When scientists are conducting an experiment, they understand that there are many parameters that are out of their control. There are many factors that cannot be measured or quantified. So they need to suppose many things and approximate many other things while conducting an experiment. If the results of those experiments do not match the real world results then they can always go back and change the things they supposed.
.
Similarly the thinkers and philosophers don’t spend their time and energies in proving certain things that are already accepted by most if not all. They consider those things to be self-evident. Like the great thinkers who wrote the constitution of America, stated at the beginning of the constitution that “we hold these truths to be self-evident, that all men are created equal, that they are endowed by their creator with certain unalienable rights, that among these are life, liberty and pursuit of happiness.”
.
So what I don’t understand is, that when certain philosophers and scientists talk about the creation of the universe, why do they fanatically insist that there is no God?
.
I understand that there is no way to prove that God exists. But there is also no way to prove that God doesn’t exist. Not believing in God is as much a dogma and blind faith as believing in God.
.
God is an unknown parameter in the creation of the universe. So why don’t they suppose that there is a God and see if that makes the creation of the universe easier? Then they can suppose that if there is no God, would that make the creation easier than the first case?
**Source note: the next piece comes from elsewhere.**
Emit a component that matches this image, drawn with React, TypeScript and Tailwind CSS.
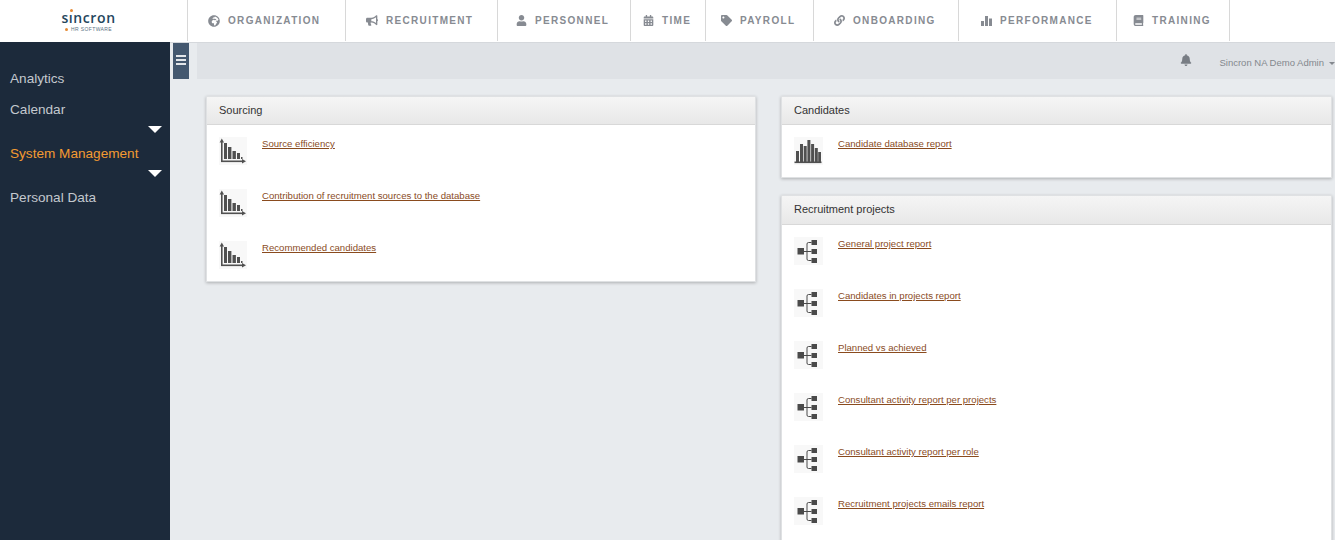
import { FaBell, FaBook, FaBullhorn, FaCalendarAlt, FaGlobeAfrica, FaLink, FaTag, FaUser } from "react-icons/fa";
import type { ReactNode } from "react";

function BarsIcon() {
  return (
    <svg width="11" height="11" viewBox="0 0 11 11" fill="currentColor">
      <rect x="0" y="6" width="3" height="5" />
      <rect x="4" y="1" width="3" height="10" />
      <rect x="8" y="3.5" width="3" height="7.5" />
    </svg>
  );
}

const navItems: { label: string; icon: ReactNode; width: string; pad: string }[] = [
  { label: "ORGANIZATION", icon: <FaGlobeAfrica size={12} />, width: "w-[158px]", pad: "pl-[20px]" },
  { label: "RECRUITMENT", icon: <FaBullhorn size={13} />, width: "w-[152px]", pad: "pl-[20px]" },
  { label: "PERSONNEL", icon: <FaUser size={11} />, width: "w-[133px]", pad: "pl-[17px]" },
  { label: "TIME", icon: <FaCalendarAlt size={11} />, width: "w-[75px]", pad: "pl-[11px]" },
  { label: "PAYROLL", icon: <FaTag size={11} />, width: "w-[108px]", pad: "pl-[14px]" },
  { label: "ONBOARDING", icon: <FaLink size={11} />, width: "w-[145px]", pad: "pl-[19px]" },
  { label: "PERFORMANCE", icon: <BarsIcon />, width: "w-[158px]", pad: "pl-[21px]" },
  { label: "TRAINING", icon: <FaBook size={11} />, width: "w-[113px]", pad: "pl-[15px]" },
];

function Logo() {
  return (
    <div className="flex w-[187px] shrink-0 flex-col items-center pt-[10px] pr-[10px]">
      <div className="relative font-['Open_Sans',sans-serif] text-[14px] leading-[16px] font-semibold tracking-[0.6px] text-[#24465c]">
        sıncron
        <span className="absolute top-[-1px] left-[9px] h-[3px] w-[3px] rounded-full bg-[#e58a35]" />
      </div>
      <div className="flex items-center gap-[3px] text-[5px] leading-[7px] text-[#5b7183]">
        <span className="h-[3px] w-[3px] rounded-full bg-[#e58a35]" />
        <span className="tracking-[0.4px]">HR SOFTWARE</span>
      </div>
    </div>
  );
}

// axis + descending bars
function ChartIcon() {
  return (
    <div className="h-[28px] w-[28px] shrink-0 bg-[#f8f8f8]">
      <svg width="28" height="28" viewBox="0 0 28 28" fill="#505050">
        <rect x="2" y="4" width="1.6" height="21" />
        <path d="M2.8 1.5 L5 5.5 L0.6 5.5 Z" />
        <rect x="2" y="23.5" width="22" height="1.6" />
        <path d="M27 24.3 L23 26.5 L23 22.1 Z" />
        <rect x="5" y="6" width="3" height="16" />
        <rect x="9" y="10" width="3.4" height="12" />
        <rect x="13.5" y="14" width="3.4" height="8" />
        <rect x="18" y="16" width="3" height="6" />
        <rect x="22" y="20" width="1.5" height="2" />
      </svg>
    </div>
  );
}

function HistogramIcon() {
  return (
    <div className="h-[28px] w-[29px] shrink-0 bg-[#f8f8f8]">
      <svg width="29" height="28" viewBox="0 0 29 28" fill="#505050">
        <rect x="0.5" y="24.5" width="27" height="1.6" />
        <rect x="2" y="14" width="3" height="11" />
        <rect x="6" y="7" width="3" height="18" />
        <rect x="9.7" y="9" width="3" height="16" />
        <rect x="13.4" y="3" width="3" height="22" />
        <rect x="17.1" y="7" width="3" height="18" />
        <rect x="20.8" y="11" width="3" height="14" />
        <rect x="24.2" y="15" width="2.8" height="10" />
      </svg>
    </div>
  );
}

function TreeIcon() {
  return (
    <div className="h-[28px] w-[29px] shrink-0 bg-[#f8f8f8]">
      <svg width="29" height="28" viewBox="0 0 29 28" fill="#4a4a4a">
        <rect x="3.5" y="11" width="6.5" height="6.5" />
        <rect x="17.5" y="3" width="5.5" height="5" />
        <rect x="17.5" y="12" width="5.5" height="5" />
        <rect x="17.5" y="21" width="5.5" height="5" />
        <path d="M10 14.5 H17.5 M17.5 5.5 H14.5 Q13 5.5 13 7 V22 Q13 23.5 14.5 23.5 H17.5" stroke="#4a4a4a" strokeWidth="1" fill="none" />
      </svg>
    </div>
  );
}

function Row({ icon, label }: { icon: ReactNode; label: string }) {
  return (
    <div className="flex h-[52px] gap-[15px] pt-[12px] pl-[12px]">
      {icon}
      <a className="h-[14px] text-[9.6px] leading-[14px] text-[#8a4b1e] underline" href="#">
        {label}
      </a>
    </div>
  );
}

function Card({ title, headerHeight, className, children }: { title: string; headerHeight: string; className?: string; children: ReactNode }) {
  return (
    <section className={`overflow-hidden border border-[#dfe1e3] bg-white shadow-[0_1px_3px_rgba(0,0,0,0.25)] ${className ?? ""}`}>
      <h2 className={`border-b border-[#d8d8d8] bg-gradient-to-b from-[#f5f5f5] to-[#e8e8e8] pl-[12px] text-[11px] leading-[27px] font-normal text-[#333] ${headerHeight}`}>
        {title}
      </h2>
      {children}
    </section>
  );
}

export default function App() {
  const projectReports = [
    "General project report",
    "Candidates in projects report",
    "Planned vs achieved",
    "Consultant activity report per projects",
    "Consultant activity report per role",
    "Recruitment projects emails report",
  ];

  return (
    <div className="flex h-[540px] flex-col overflow-hidden bg-[#e8ebee] font-['Liberation_Sans',Arial,sans-serif]">
      {/* Top nav */}
      <header className="flex h-[42px] shrink-0 bg-white">
        <Logo />
        <nav className="flex h-[41px] border-l border-[#d8d8d8]">
          {navItems.map((item) => (
            <div
              key={item.label}
              className={`flex items-center border-r border-[#d8d8d8] ${item.width} ${item.pad} gap-[8px] text-[10px] font-bold tracking-[1.32px] text-[#878b92]`}
            >
              <span className="flex w-[12px] justify-center">{item.icon}</span>
              <span>{item.label}</span>
            </div>
          ))}
        </nav>
      </header>

      <div className="flex min-h-0 flex-1">
        {/* Sidebar */}
        <aside className="w-[170px] shrink-0 bg-[#1c2a3b] pt-[27px] pl-[10px] text-[13.6px] leading-[20px] text-[#c3c8ce]">
          <div className="h-[31px]">Analytics</div>
          <div className="h-[20px]">Calendar</div>
          <div className="flex h-[24px] items-start justify-end pt-[6px] pr-[8px]">
            <span className="h-0 w-0 border-x-[7px] border-t-[7px] border-x-transparent border-t-white" />
          </div>
          <div className="h-[20px] text-[#f39a32]">System Management</div>
          <div className="flex h-[24px] items-start justify-end pt-[6px] pr-[8px]">
            <span className="h-0 w-0 border-x-[7px] border-t-[7px] border-x-transparent border-t-white" />
          </div>
          <div className="h-[20px]">Personal Data</div>
        </aside>

        <main className="min-w-0 flex-1">
          <div className="flex h-[37px] border-t border-[#d5d8dc] pl-[3px]">
            <div className="flex h-[36px] w-[16px] shrink-0 flex-col items-center gap-[2px] bg-[#44586f] pt-[12px]">
              <span className="h-[2px] w-[10px] bg-[#e4e7ea]" />
              <span className="h-[2px] w-[10px] bg-[#e4e7ea]" />
              <span className="h-[2px] w-[10px] bg-[#e4e7ea]" />
            </div>
            <div className="ml-[8px] flex h-[36px] flex-1 items-center justify-end bg-[#dfe2e6] text-[9.5px] whitespace-nowrap text-[#84888e]">
              <FaBell size={12} className="mr-[27px] mb-[3px] text-[#787d84]" />
              <span className="mt-[5px]">Sincron NA Demo Admin</span>
              <span className="mt-[5px] ml-[5px] h-0 w-0 border-x-[3px] border-t-[3px] border-x-transparent border-t-[#84888e]" />
            </div>
          </div>

          <div className="grid grid-cols-[550px_551px] gap-x-[25px] pt-[17px] pl-[36px]">
            <div>
              <Card title="Sourcing" headerHeight="h-[28px]">
                <Row icon={<ChartIcon />} label="Source efficiency" />
                <Row icon={<ChartIcon />} label="Contribution of recruitment sources to the database" />
                <Row icon={<ChartIcon />} label="Recommended candidates" />
              </Card>
            </div>
            <div className="flex flex-col gap-[17px]">
              <Card title="Candidates" headerHeight="h-[28px]">
                <Row icon={<HistogramIcon />} label="Candidate database report" />
              </Card>
              <Card title="Recruitment projects" headerHeight="h-[29px]" className="pb-[12px]">
                {projectReports.map((label) => (
                  <Row key={label} icon={<TreeIcon />} label={label} />
                ))}
              </Card>
            </div>
          </div>
        </main>
      </div>
    </div>
  );
}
Which is more likely? An intelligent design of a creator? Or blind forces of probability that need everything to come together right at the exact moment to make life possible? (I read somewhere that the odds of that happening by chance is 1 in 10^50 or more). You can make up your own mind by comparing the two probabilities.
.
Similarly when philosophers ask the question that if everything is created by God, then who created God? Why can’t they consider this to be self-evident that there is an un-created God who created everything?
.
I mean, doesn’t that make everything simple to understand?